The options to restrict results to strings “starting with” and “ending with” the query are gone in Xcode 9. Personally I am fine with this since you can write regular expressions for them, using ^ (start) and $ (end) anchors.

The prefix and suffix search options in the search option popover dropdown.

The prefix and suffix search options in the search option popover dropdown.

One other thing removed in Xcode 9 is the “Insert Pattern” (^⌥⌘P). I personally never used this, but it appears to no longer be available even via the menu bar. If I had to guess, that was a system-wide option that was not carried over to a from-scratch rewrite (a very similar Find/Replace panel exists in TextEdit.app, with the “Insert Pattern” option–but no real regex support).

The Insert Pattern option in Xcode 8 didn't make it to Xcode 9.

The Insert Pattern option in Xcode 8 didn't make it to Xcode 9.

Other buttons and controls

The dropdown to the left of the text fields for “Find” and “Replace” with the ever-present current selection has been removed. This now drops down from the magnifying glass in the Find field’s left accessory view, which in Xcode 8 opened the dropdown with all the search options. Not having to display those superfluous labels reclaims some horizontal space in the panel, which I like. The vertical lines in this image show the space saved from Xcode 8 (top) to 9 (bottom).

The new magnifying glass dropdown saves space in Xcode 9 (bottom) compared to Xcode 8 (top).

The new magnifying glass dropdown saves space in Xcode 9 (bottom) compared to Xcode 8 (top).

The clear button to the right of the match count label in the Find field has disappeared, which may irk some developers who prefer to point and click in the GUI. To clear the text from the field, one must now double- or triple-click, or click and drag to highlight to select all the text, and press delete. Or, for the terminal lovers, ^A and ^K still work too.

Match count label

The count of matches, in the leftmost right accessory view position of the Find text field, previously did not display units-now it affixes “matches”. It offsets some space saved by other UI changes, but I think it looks clean and is better than having a random number hanging around. (Always mind your units!)

The match count in Xcode 8 (top) versus Xcode 9 (bottom).

The match count in Xcode 8 (top) versus Xcode 9 (bottom).

Using text selections

Something I didn’t even notice until I started pulling apart the two UIs: in versions ≤ 8, holding changes the “Replace” button to “All in Selection”. Fortunately, it still exists in the menu as “Use Selection for Replace” (⇧⌘E), along with it’s sibling “Use Selection for Find” (⌘E). I always love finding hidden little helpful details like this, so I’m waiting for the chance to use it. Hopefully I remember!
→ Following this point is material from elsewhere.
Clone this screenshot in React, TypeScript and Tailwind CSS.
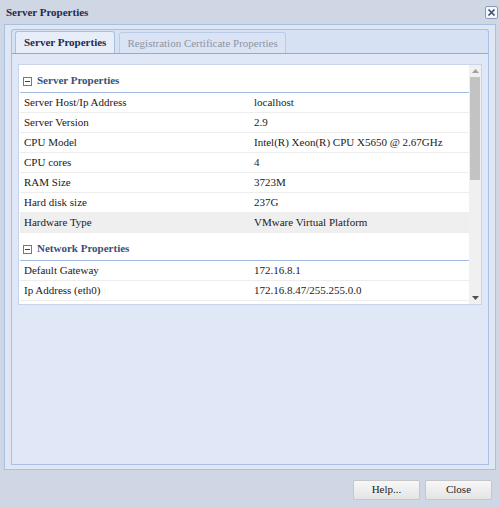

The All in Selection option for replacement.

The All in Selection option for replacement.

Recent searches

Another thing that might irk some folks is the disappearance of the “Recent Searches” list in the old magnifying glass dropdown. I know it has saved me a few times when I had a complicated regex constructed, and then forgot about the system-wide search field behavior in macOS! ⊙▂⊙

Put a bow on it, 

As it’s the first beta release, and especially because this is brand new UI, there are a few rough edges. In addition to the tab-navigation problem, regex replacement currently does not interpolate capture groups rdar://32827938.

Overall I’m really pleased with the new look and feel and the UX improvements that were made. I think one or two bug fixes there, along with tweaks to margins, would seal the deal for me. But, I’m already happy with the changes, and am excited to use it in its final form in Xcode 9 along with all the other great new features!